Directions: Below are some records. Copy every line in them that holds "styles".
______________________________
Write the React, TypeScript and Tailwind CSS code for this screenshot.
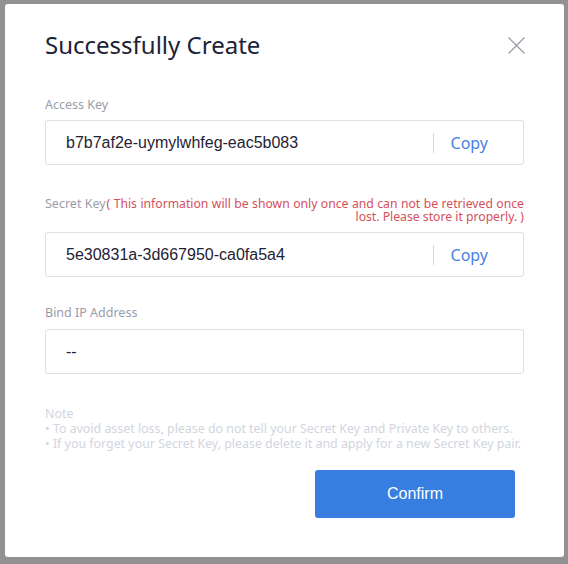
function KeyField({ value, copy = true }: { value: string; copy?: boolean }) {
  return (
    <div className="flex h-[45px] items-center rounded-[3px] border border-[#dcdfe8] bg-white">
      <span className="flex-1 pl-[20px] font-['Liberation_Sans',Arial,sans-serif] text-[16px] text-[#1f2235]">
        {value}
      </span>
      {copy && (
        <span className="flex h-[20px] items-center border-l border-[#d8dbe3] pl-[17px] pr-[35px] text-[16px] text-[#4a80e4]">
          Copy
        </span>
      )}
    </div>
  );
}

export default function App() {
  return (
    <div className="h-[564px] w-[568px] bg-[#929292] pl-[5px] pt-[4px] font-['Noto_Sans',sans-serif]">
      <div className="w-[559px] rounded-[3px] bg-white px-[40px] pb-[39px] pt-[25px]">
        <div className="flex h-[32px] items-center justify-between">
          <h1 className="text-[24px] leading-[32px] text-[#1d2237]">Successfully Create</h1>
          <svg width="17" height="17" viewBox="0 0 17 17" className="mr-[-1px] text-[#959aa6]">
            <path d="M0.5 0.5L16.5 16.5M16.5 0.5L0.5 16.5" stroke="currentColor" strokeWidth="1.1" fill="none" />
          </svg>
        </div>

        <div className="mt-[35px] text-[12.5px] leading-[18px] text-[#9a9daa]">Access Key</div>
        <div className="mt-[6px]">
          <KeyField value="b7b7af2e-uymylwhfeg-eac5b083" />
        </div>

        <div className="mt-[32px] flex leading-[13px]">
          <span className="whitespace-nowrap text-[12.5px] text-[#9a9daa]">Secret Key</span>
          <span className="flex-1 pl-[1px] text-justify text-[12.2px] text-[#d4505b] [text-align-last:right]">
            ( This information will be shown only once and can not be retrieved once lost. Please store it properly. )
          </span>
        </div>
        <div className="mt-[9px]">
          <KeyField value="5e30831a-3d667950-ca0fa5a4" />
        </div>

        <div className="mt-[27px] text-[12.5px] leading-[18px] text-[#9a9daa]">Bind IP Address</div>
        <div className="mt-[7px]">
          <KeyField value="--" copy={false} />
        </div>

        <div className="mt-[32px] text-[12.4px] leading-[15px] text-[#d3d5e0]">
          <div className="text-[12.5px]">Note</div>
          <div className="whitespace-nowrap">• To avoid asset loss, please do not tell your Secret Key and Private Key to others.</div>
          <div className="whitespace-nowrap">• If you forget your Secret Key, please delete it and apply for a new Secret Key pair.</div>
        </div>

        <div className="mt-[19px] flex justify-end pr-[9px]">
          <button className="h-[48px] w-[200px] rounded-[3px] bg-[#377ee0] font-['Liberation_Sans',Arial,sans-serif] text-[16px] text-white">
            Confirm
          </button>
        </div>
      </div>
    </div>
  );
}
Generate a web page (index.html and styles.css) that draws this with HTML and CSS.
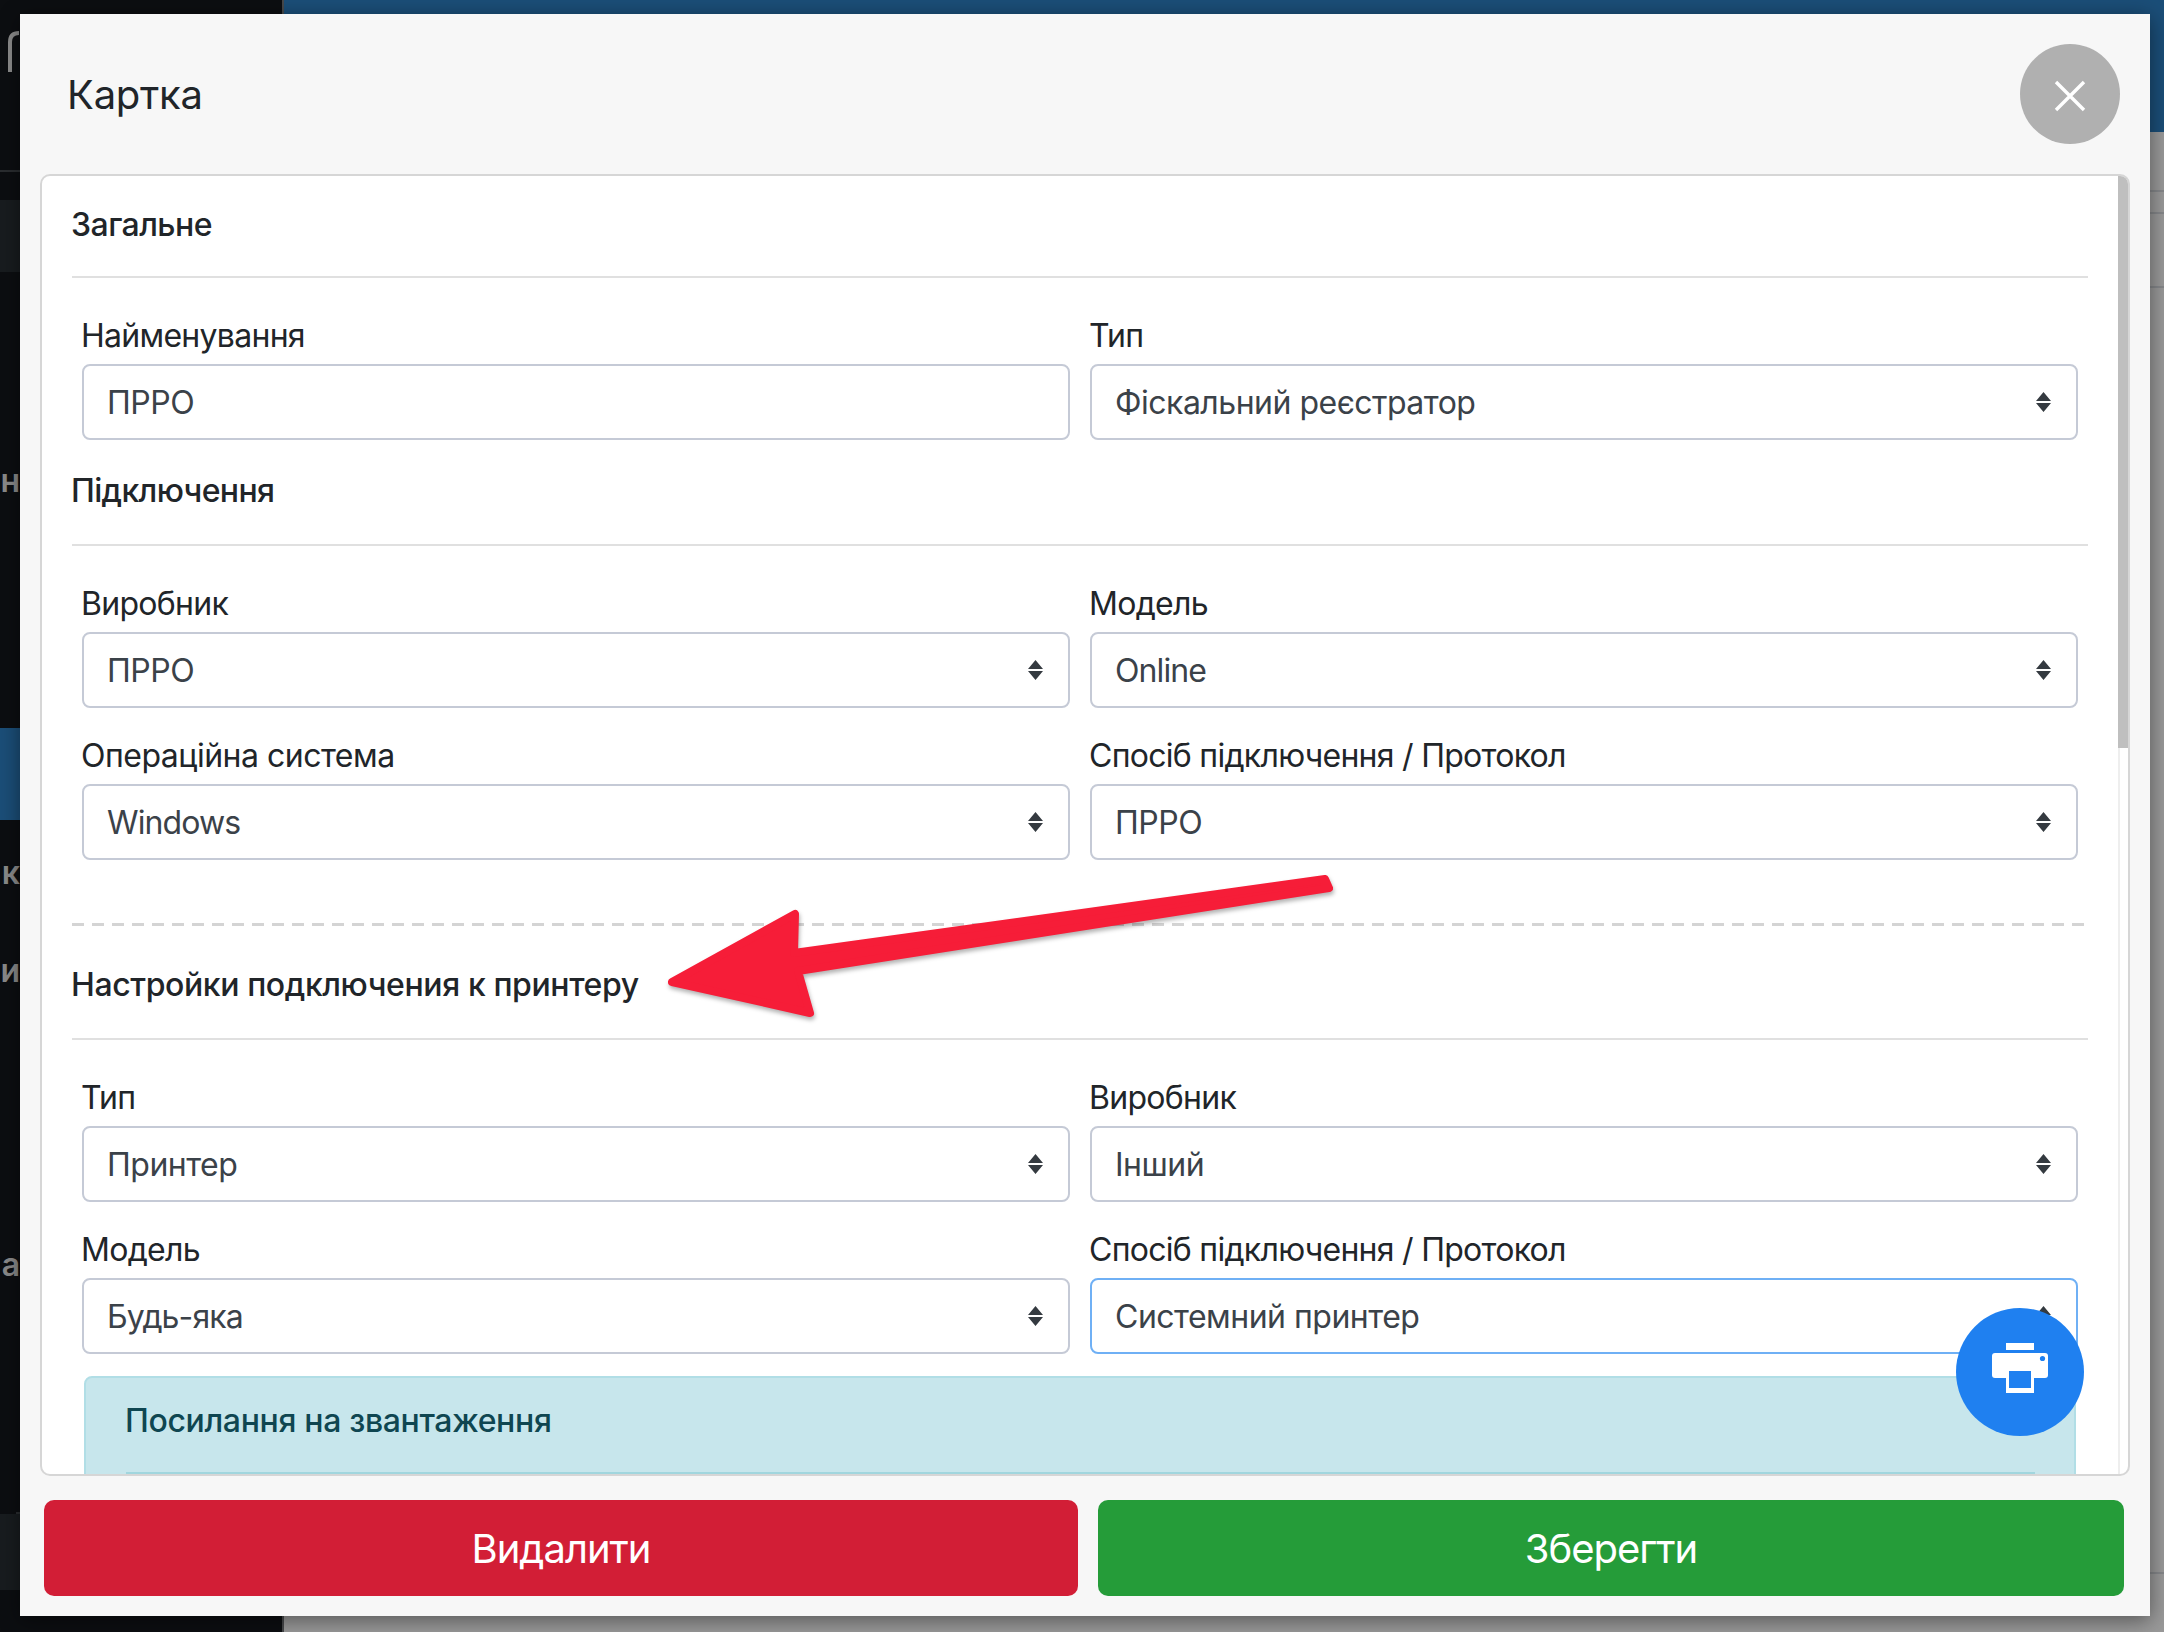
FILE: index.html
```html
<!DOCTYPE html>
<html lang="uk">
<head>
<meta charset="utf-8">
<title>Картка</title>
<link rel="stylesheet" href="styles.css">
</head>
<body>
<div class="backdrop">
  <aside class="sidebar">
    <div class="side-logo"><svg class="logo-arc" width="20" height="44" viewBox="0 0 20 44"><path d="M9 42V12Q9 3 18 3" fill="none" stroke="#8c8c8c" stroke-width="4"/></svg></div>
    <div class="side-dark"></div>
    <div class="side-item side-h"><span>н</span></div>
    <div class="side-active"></div>
    <div class="side-item side-k"><span>к</span></div>
    <div class="side-item side-i"><span>и</span></div>
    <div class="side-item side-a"><span>а</span></div>
    <div class="side-dark side-bottom"></div>
  </aside>
  <main class="page">
    <div class="page-top"></div>
    <div class="page-rows">
      <div class="page-row r1"></div>
      <div class="page-row r2"></div>
      <div class="page-row r3"></div>
      <div class="page-row r4"></div>
    </div>
  </main>
</div>

<section class="modal">
  <header class="modal-head">
    <h1 class="modal-title">Картка</h1>
    <button class="close-btn" aria-label="Закрити">
      <svg width="32" height="32" viewBox="0 0 32 32"><path d="M2 2L30 30M30 2L2 30" stroke="#fff" stroke-width="3.4" fill="none"/></svg>
    </button>
  </header>

  <div class="panel">
    <div class="panel-scroll">
      <h2 class="sec-title first">Загальне</h2>
      <div class="rule"></div>
      <div class="grid">
        <div class="field"><div class="label">Найменування</div><div class="control"><span>ПРРО</span></div></div>
        <div class="field"><div class="label">Тип</div><div class="control"><span>Фіскальний реєстратор</span><svg class="updown" width="17" height="20" viewBox="0 0 17 20"><path d="M8.500 0L16 9H1ZM8.500 20L1 11H16Z" fill="#343a40"/></svg></div></div>
      </div>
      <h2 class="sec-title second">Підключення</h2>
      <div class="rule"></div>
      <div class="grid">
        <div class="field"><div class="label">Виробник</div><div class="control"><span>ПРРО</span><svg class="updown" width="17" height="20" viewBox="0 0 17 20"><path d="M8.500 0L16 9H1ZM8.500 20L1 11H16Z" fill="#343a40"/></svg></div></div>
        <div class="field"><div class="label">Модель</div><div class="control"><span class="tight">Online</span><svg class="updown" width="17" height="20" viewBox="0 0 17 20"><path d="M8.500 0L16 9H1ZM8.500 20L1 11H16Z" fill="#343a40"/></svg></div></div>
        <div class="field"><div class="label wide">Операційна система</div><div class="control"><span class="tight">Windows</span><svg class="updown" width="17" height="20" viewBox="0 0 17 20"><path d="M8.500 0L16 9H1ZM8.500 20L1 11H16Z" fill="#343a40"/></svg></div></div>
        <div class="field"><div class="label">Спосіб підключення / Протокол</div><div class="control"><span>ПРРО</span><svg class="updown" width="17" height="20" viewBox="0 0 17 20"><path d="M8.500 0L16 9H1ZM8.500 20L1 11H16Z" fill="#343a40"/></svg></div></div>
      </div>
      <div class="dashed"></div>
      <h2 class="sec-title third">Настройки подключения к принтеру</h2>
      <div class="rule"></div>
      <div class="grid">
        <div class="field"><div class="label">Тип</div><div class="control"><span>Принтер</span><svg class="updown" width="17" height="20" viewBox="0 0 17 20"><path d="M8.500 0L16 9H1ZM8.500 20L1 11H16Z" fill="#343a40"/></svg></div></div>
        <div class="field"><div class="label">Виробник</div><div class="control"><span>Інший</span><svg class="updown" width="17" height="20" viewBox="0 0 17 20"><path d="M8.500 0L16 9H1ZM8.500 20L1 11H16Z" fill="#343a40"/></svg></div></div>
        <div class="field"><div class="label">Модель</div><div class="control"><span class="tight">Будь-яка</span><svg class="updown" width="17" height="20" viewBox="0 0 17 20"><path d="M8.500 0L16 9H1ZM8.500 20L1 11H16Z" fill="#343a40"/></svg></div></div>
        <div class="field"><div class="label">Спосіб підключення / Протокол</div><div class="control focus"><span>Системний принтер</span><svg class="updown" width="17" height="20" viewBox="0 0 17 20"><path d="M8.500 0L16 9H1ZM8.500 20L1 11H16Z" fill="#343a40"/></svg></div></div>
      </div>
      <div class="alert">
        <div class="alert-title">Посилання на звантаження</div>
        <div class="alert-rule"></div>
      </div>
    </div>
    <div class="scroll-thumb"></div>
    <div class="scroll-track"></div>
  </div>

  <footer class="actions">
    <button class="btn danger">Видалити</button>
    <button class="btn success">Зберегти</button>
  </footer>

  <button class="fab" aria-label="Друк">
    <svg class="fab-icon" width="56" height="50" viewBox="0 0 56 50">
      <rect x="14" y="0" width="28" height="7" fill="#fff"/>
      <path d="M3 10H53A3 3 0 0 1 56 13V32A3 3 0 0 1 53 35H3A3 3 0 0 1 0 32V13A3 3 0 0 1 3 10Z" fill="#fff"/>
      <rect x="14" y="28" width="28" height="22" fill="#fff"/>
      <rect x="17" y="28" width="22" height="17" fill="#1f80f0"/>
      <circle cx="50.500" cy="15.500" r="2.600" fill="#1f80f0"/>
    </svg>
  </button>

  <svg class="arrow" width="700" height="170" viewBox="0 0 700 170">
    <path d="M665 11L669 20L138 103L150 145L12 114L135 46L134 85Z" fill="#f61d38" stroke="#f61d38" stroke-width="8" stroke-linejoin="round"/>
  </svg>
</section>
</body>
</html>
```

FILE: styles.css
```css
* { box-sizing: border-box; }
html, body { margin: 0; padding: 0; }
body {
  width: 2164px;
  height: 1632px;
  overflow: hidden;
  position: relative;
  font-family: Inter, "Liberation Sans", sans-serif;
  background: #999;
}
.backdrop { display: flex; height: 1632px; }

.sidebar {
  width: 284px;
  flex: none;
  background: #0c0e11;
  border-right: 2px solid #47494b;
  display: flex;
  flex-direction: column;
  color: #8a8a8a;
  font-size: 32px;
  font-weight: 600;
  overflow: hidden;
}
.side-logo { height: 172px; border-bottom: 2px solid #2a2d30; padding: 30px 0 0 1px; flex: none; }
.logo-arc { display: block; }
.side-dark { height: 72px; margin-top: 28px; background: #181c1f; flex: none; }
.side-item { text-align: right; padding-right: 262px; height: 40px; line-height: 40px; white-space: nowrap; flex: none; }
.side-h { margin-top: 189px; }
.side-active { height: 92px; margin-top: 227px; background: #1b4e78; flex: none; }
.side-k { margin-top: 33px; }
.side-i { margin-top: 58px; }
.side-a { margin-top: 254px; }
.side-bottom { margin-top: 229px; height: 76px; box-shadow: 0 -18px 0 -16px #2a2d30; }

.page { flex: 1; display: flex; flex-direction: column; }
.page-top { height: 132px; background: #1b4e78; flex: none; }
.page-rows { flex: 1; background: #999; }
.page-row { height: 2px; background: #85878a; }
.r1 { margin-top: 58px; }
.r2 { margin-top: 20px; }
.r3 { margin-top: 72px; }
.r4 { margin-top: 1284px; }

.modal {
  position: absolute;
  left: 20px;
  top: 14px;
  width: 2130px;
  height: 1602px;
  background: #f7f7f7;
  box-shadow: 0 4px 20px rgba(0,0,0,.45);
  display: flex;
  flex-direction: column;
}
.modal-head {
  height: 160px;
  flex: none;
  display: flex;
  align-items: center;
  justify-content: space-between;
  padding: 0 30px 0 47px;
}
.modal-title { margin: 1px 0 0; font-size: 40px; font-weight: 400; color: #212529; letter-spacing: -.25px; }
.close-btn {
  width: 100px; height: 100px; border-radius: 50%; border: 0; padding: 4px 0 0;
  background: #b0b0b0; display: flex; align-items: center; justify-content: center;
}

.panel {
  position: relative;
  margin: 0 20px;
  height: 1302px;
  flex: none;
  background: #fff;
  border: 2px solid #d6d6d6;
  border-radius: 10px;
  overflow: hidden;
}
.panel-scroll { padding: 0 40px 0 30px; height: 100%; overflow: hidden; }
.sec-title {
  margin: 0 0 0 -1px;
  padding-top: 1px;
  font-size: 32px;
  font-weight: 500;
  color: #212529;
  line-height: 40px;
  height: 74px;
  letter-spacing: -.4px;
}
.sec-title.first { margin-top: 0; padding-top: 29px; height: 100px; letter-spacing: -.55px; }
.sec-title.second { margin-top: 30px; letter-spacing: -.65px; }
.sec-title.third { margin-top: 38px; }
.rule { height: 2px; background: #e0e0e0; }
.grid {
  display: grid;
  grid-template-columns: 1fr 1fr;
  gap: 28px 20px;
  padding: 38px 10px 0;
}
.field { height: 124px; }
.label { margin-left: -1px; font-size: 32px; color: #212529; line-height: 40px; height: 48px; letter-spacing: -.72px; }
.label.wide { letter-spacing: -.5px; }
.control {
  height: 76px;
  border: 2px solid #c5cad6;
  border-radius: 8px;
  padding: 0 24px 0 23px;
  display: flex;
  align-items: center;
  justify-content: space-between;
  font-size: 32px;
  letter-spacing: -.5px;
  color: #3b4249;
  background: #fff;
}
.control .tight { letter-spacing: -.9px; }
.control.focus { border-color: #6fb0f5; }
.updown { flex: none; }
.dashed {
  height: 3px;
  margin-top: 63px;
  background: repeating-linear-gradient(90deg, #d4d4d4 0 12px, transparent 12px 20px);
}
.alert {
  margin: 22px 12px 0;
  height: 200px;
  background: #c7e6ec;
  border: 2px solid #b1dee6;
  border-radius: 8px;
  padding: 23px 40px 0 39px;
  color: #0f4651;
}
.alert-title { font-size: 32px; font-weight: 500; line-height: 40px; letter-spacing: -.35px; }
.alert-rule { height: 2px; background: #a1d6de; margin: 31px -1px 0 1px; }
.scroll-thumb { position: absolute; right: 0; top: 0; width: 10px; height: 572px; background: #bfbfbf; }
.scroll-track { position: absolute; right: 0; top: 572px; bottom: 0; width: 10px; border-left: 2px solid #eee; }

.actions { flex: none; display: grid; grid-template-columns: 1034px 1026px; gap: 20px; padding: 24px 0 0 24px; }
.btn { height: 96px; border: 0; border-radius: 10px; color: #fff; font: 400 40px Inter, "Liberation Sans", sans-serif; letter-spacing: -1px; }
.danger { background: #d21e36; }
.success { background: #259c39; }

.fab {
  position: absolute;
  left: 1936px;
  top: 1294px;
  width: 128px;
  height: 128px;
  border-radius: 50%;
  border: 0;
  padding: 0 0 8px;
  background: #1f80f0;
  display: flex;
  align-items: center;
  justify-content: center;
}
.arrow {
  position: absolute;
  left: 640px;
  top: 854px;
  overflow: visible;
  filter: drop-shadow(1px 3px 2px rgba(0,0,0,.3));
}
```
______________________________
Written answer:
Generate a web page (index.html and styles.css) that draws this with HTML and CSS.
<link rel="stylesheet" href="styles.css">
FILE: styles.css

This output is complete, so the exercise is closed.